The Biloxi Breakers were a professional hockey team in the FPHL located in Biloxi, Mississippi, from 2021 until the end of the 2025–26 season. The team played its home games at the Mississippi Coast Coliseum and was named the Mississippi Sea Wolves from 2022–25 and were named after a former ECHL team that played in Biloxi from 1996 to 2009.

== History ==
On July 19, 2021, it was announced that the Federal Prospects Hockey League (FPHL) were going to host three neutral site games in Biloxi in order to garner momentum and fan support for a new team. The team would be owned by Barry Soskin with Joe Pace Jr running the operations. Biloxi Pro Hockey sold 20,163 tickets in December 2021 and an announcement was made on December 30 that a new Sea Wolves team would return in 2022 with a multi-year lease agreement to be signed in February. Biloxi Pro Hockey set FPHL attendance records during the neutral site games twice. First with 7,288 fans at the Coast Coliseum on December 17, 2021 and then a sell-out crowd of 8,646 on December 30, 2021.

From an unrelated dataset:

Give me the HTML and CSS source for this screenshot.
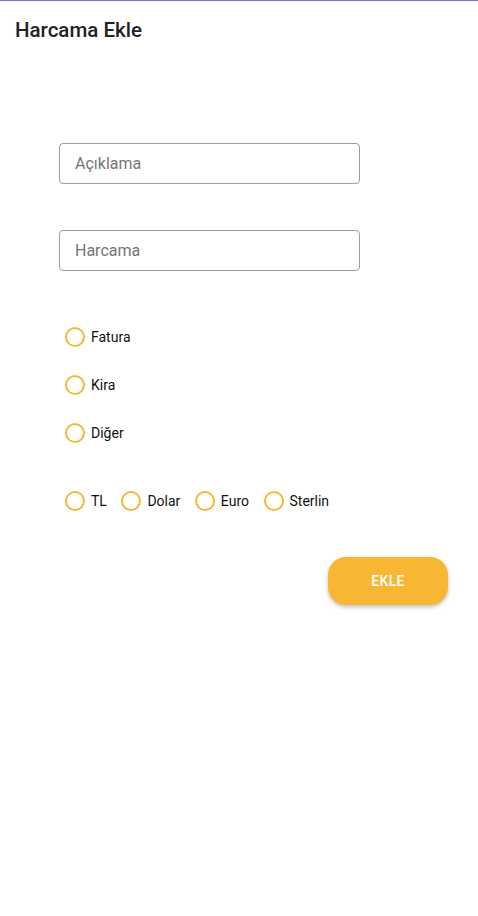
FILE: index.html
```html
<!DOCTYPE html>
<html>
<head>
<meta charset="UTF-8">
<link rel="stylesheet" href="styles.css">
</head>
<body>
<div class="topline"></div>
<div class="header">
  <h1 class="title">Harcama Ekle</h1>
</div>

<form class="form">
  <input class="field" type="text" placeholder="Açıklama">
  <input class="field field-second" type="text" placeholder="Harcama">

  <div class="group">
    <label class="radio"><span class="circle"></span><span class="label">Fatura</span></label>
    <label class="radio"><span class="circle"></span><span class="label">Kira</span></label>
    <label class="radio"><span class="circle"></span><span class="label">Diğer</span></label>
  </div>

  <div class="currency">
    <label class="radio"><span class="circle"></span><span class="label">TL</span></label>
    <label class="radio"><span class="circle"></span><span class="label">Dolar</span></label>
    <label class="radio"><span class="circle"></span><span class="label">Euro</span></label>
    <label class="radio"><span class="circle"></span><span class="label">Sterlin</span></label>
  </div>

  <div class="actions">
    <button type="button" class="add-btn">EKLE</button>
  </div>
</form>
</body>
</html>
```

FILE: styles.css
```css
:root {
  --accent: #f8b733;
  --text-primary: #212121;
  --text-hint: #757575;
  --border: #9e9e9e;
}

* {
  box-sizing: border-box;
  margin: 0;
  padding: 0;
}

body {
  width: 478px;
  min-height: 916px;
  font-family: Roboto, "Noto Sans", sans-serif;
  background: #ffffff;
  color: var(--text-primary);
}

.topline {
  height: 1px;
  background: #8b6ad6;
}

.header {
  height: 56px;
  padding: 0 15px;
  display: flex;
  align-items: center;
}

.title {
  font-size: 20.5px;
  font-weight: 500;
  color: #222222;
  margin-top: 2px;
}

.form {
  display: flex;
  flex-direction: column;
  padding: 86px 30px 0 59px;
}

.field {
  width: 301px;
  height: 41px;
  border: 1px solid var(--border);
  border-radius: 4px;
  padding: 0 15px;
  font-family: inherit;
  font-size: 16px;
  color: var(--text-primary);
  background: #ffffff;
}

.field::placeholder {
  color: var(--text-hint);
}

.field:focus {
  outline: none;
  border-color: var(--accent);
}

.field-second {
  margin-top: 46px;
}

.group {
  display: flex;
  flex-direction: column;
  margin-top: 42px;
}

.currency {
  display: flex;
  margin-top: 20px;
}

.radio {
  display: flex;
  align-items: center;
  height: 48px;
  padding-left: 6px;
  gap: 6px;
  font-size: 14px;
  color: #111111;
  cursor: pointer;
}

.currency .radio {
  padding-right: 8.5px;
}

.circle {
  width: 20px;
  height: 20px;
  border: 2px solid var(--accent);
  border-radius: 50%;
}

.actions {
  display: flex;
  justify-content: flex-end;
  margin-top: 32px;
}

.add-btn {
  width: 120px;
  height: 48px;
  border: none;
  border-radius: 18px;
  background: var(--accent);
  color: #ffffff;
  font-family: inherit;
  font-size: 14px;
  font-weight: 500;
  letter-spacing: 0.3px;
  box-shadow: 0 2px 4px rgba(0,0,0,0.25);
  cursor: pointer;
}
```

Mississippi Sea Wolves logo from 2022-24

The new team began play in the 2022–23 FPHL season. On April 27, 2022, the Sea Wolves announced that winningest FPHL head coach Phil Esposito would coach the team for their inaugural season. Following a 2–9–2 start to the season, Esposito was fired on November 28, 2022, and team COO Joe Pace Jr. became the head coach and general manager of the Sea Wolves. The Sea Wolves finished their first season with a record of 17–35–4 and missed the playoffs.

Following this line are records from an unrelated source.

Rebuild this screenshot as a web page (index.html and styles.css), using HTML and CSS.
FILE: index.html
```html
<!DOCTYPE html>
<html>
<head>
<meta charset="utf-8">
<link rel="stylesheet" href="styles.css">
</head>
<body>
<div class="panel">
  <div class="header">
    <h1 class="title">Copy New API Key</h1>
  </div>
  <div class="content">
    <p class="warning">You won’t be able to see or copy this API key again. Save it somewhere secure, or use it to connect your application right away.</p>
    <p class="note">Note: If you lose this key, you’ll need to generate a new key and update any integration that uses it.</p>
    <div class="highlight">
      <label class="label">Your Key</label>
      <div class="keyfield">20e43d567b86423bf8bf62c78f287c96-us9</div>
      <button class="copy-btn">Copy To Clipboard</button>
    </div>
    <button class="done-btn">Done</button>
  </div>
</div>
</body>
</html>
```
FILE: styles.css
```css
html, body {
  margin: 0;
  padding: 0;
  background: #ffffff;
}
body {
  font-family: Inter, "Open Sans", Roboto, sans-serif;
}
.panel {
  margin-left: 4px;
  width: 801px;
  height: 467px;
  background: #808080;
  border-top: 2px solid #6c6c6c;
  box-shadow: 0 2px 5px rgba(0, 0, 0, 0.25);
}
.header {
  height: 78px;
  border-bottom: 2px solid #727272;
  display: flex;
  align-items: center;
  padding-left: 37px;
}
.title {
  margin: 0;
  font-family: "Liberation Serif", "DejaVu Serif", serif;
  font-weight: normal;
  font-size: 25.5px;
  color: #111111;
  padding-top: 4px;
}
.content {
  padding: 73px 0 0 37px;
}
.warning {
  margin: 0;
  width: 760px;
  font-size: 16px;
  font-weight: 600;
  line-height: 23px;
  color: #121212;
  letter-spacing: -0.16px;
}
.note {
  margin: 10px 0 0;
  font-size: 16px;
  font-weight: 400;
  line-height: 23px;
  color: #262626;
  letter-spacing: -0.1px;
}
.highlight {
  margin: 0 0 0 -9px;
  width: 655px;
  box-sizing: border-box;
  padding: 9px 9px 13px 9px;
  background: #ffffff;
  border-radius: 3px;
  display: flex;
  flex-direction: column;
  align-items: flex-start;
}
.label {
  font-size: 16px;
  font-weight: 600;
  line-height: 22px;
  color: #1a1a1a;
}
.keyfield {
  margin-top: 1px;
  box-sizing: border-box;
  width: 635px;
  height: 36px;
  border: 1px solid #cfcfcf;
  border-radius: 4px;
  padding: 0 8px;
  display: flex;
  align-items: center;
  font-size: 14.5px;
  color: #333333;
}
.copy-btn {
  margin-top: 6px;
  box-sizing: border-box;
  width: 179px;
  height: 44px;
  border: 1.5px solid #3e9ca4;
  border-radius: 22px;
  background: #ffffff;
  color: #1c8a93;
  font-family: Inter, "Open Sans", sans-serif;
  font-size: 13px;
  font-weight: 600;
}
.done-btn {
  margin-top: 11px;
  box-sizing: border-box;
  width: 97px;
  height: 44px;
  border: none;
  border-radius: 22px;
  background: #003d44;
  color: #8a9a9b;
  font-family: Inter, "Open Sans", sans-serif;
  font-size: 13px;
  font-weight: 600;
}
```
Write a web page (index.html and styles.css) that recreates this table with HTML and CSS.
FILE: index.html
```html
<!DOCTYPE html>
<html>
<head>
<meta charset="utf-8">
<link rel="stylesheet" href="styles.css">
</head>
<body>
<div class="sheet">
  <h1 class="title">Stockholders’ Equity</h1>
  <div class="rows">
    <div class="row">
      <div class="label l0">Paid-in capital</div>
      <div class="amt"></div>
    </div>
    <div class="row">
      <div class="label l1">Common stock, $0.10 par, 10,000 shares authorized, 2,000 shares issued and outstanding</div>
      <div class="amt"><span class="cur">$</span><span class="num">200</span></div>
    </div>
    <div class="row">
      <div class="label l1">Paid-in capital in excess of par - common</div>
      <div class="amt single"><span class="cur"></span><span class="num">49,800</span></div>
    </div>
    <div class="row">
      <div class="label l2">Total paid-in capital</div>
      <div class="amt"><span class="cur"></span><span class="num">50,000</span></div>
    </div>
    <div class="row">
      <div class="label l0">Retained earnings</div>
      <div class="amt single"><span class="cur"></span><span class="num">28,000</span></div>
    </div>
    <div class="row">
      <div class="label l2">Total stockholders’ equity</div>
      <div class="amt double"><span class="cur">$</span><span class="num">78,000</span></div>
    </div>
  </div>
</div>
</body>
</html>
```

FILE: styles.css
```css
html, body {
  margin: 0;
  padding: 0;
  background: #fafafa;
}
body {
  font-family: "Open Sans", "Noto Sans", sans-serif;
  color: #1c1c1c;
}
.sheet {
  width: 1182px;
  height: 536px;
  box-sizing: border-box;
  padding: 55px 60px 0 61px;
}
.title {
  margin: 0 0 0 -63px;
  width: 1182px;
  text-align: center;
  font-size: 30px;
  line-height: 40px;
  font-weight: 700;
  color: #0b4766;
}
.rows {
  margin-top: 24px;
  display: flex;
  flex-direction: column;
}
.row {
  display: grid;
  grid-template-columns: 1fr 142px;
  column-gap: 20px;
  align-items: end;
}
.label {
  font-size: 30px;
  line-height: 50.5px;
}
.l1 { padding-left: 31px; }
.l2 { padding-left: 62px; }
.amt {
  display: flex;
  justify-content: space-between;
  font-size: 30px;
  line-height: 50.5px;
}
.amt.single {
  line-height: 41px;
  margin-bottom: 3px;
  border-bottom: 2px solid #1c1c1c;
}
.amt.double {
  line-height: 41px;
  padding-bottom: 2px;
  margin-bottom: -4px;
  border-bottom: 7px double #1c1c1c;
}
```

On March 1, 2024, the Sea Wolves changed their name for one night to the Biloxi Bone Crushers.

Mississippi Sea Wolves logo from 2024-2025

On June 3, 2024, the Sea Wolves announced that Ray Tremblay would be the team's fourth head coach, replacing Dustin Skinner. Tremblay stepped down a month later, to be replaced by David Heeps, giving Mississippi their fifth coach in three seasons. Another coaching change came in November 2024, with Heeps being replaced by Rich Parent. Team Captain Justin Barr's number was retired ahead of the team's final home game of the 2024-25 season.

Following the 2024-25 season, it was announced that the team was returning for another season, under new ownership. The team announced that they were going to go with a new name for the 2025-26 season. In May 2025, the names were down to three, the Biloxi Breakers, Gulf Coast Cruisers, and the Mississippi Mosquitos. On June 2, 2025, it was announced that the team's new name would be the Biloxi Breakers. On June 17, 2025, it was announced that former Delaware Thunder captain, and Watertown Wolves Head Coach Charlie Pens Jr was named as the Breakers' new Head Coach and Director of Hockey Operations.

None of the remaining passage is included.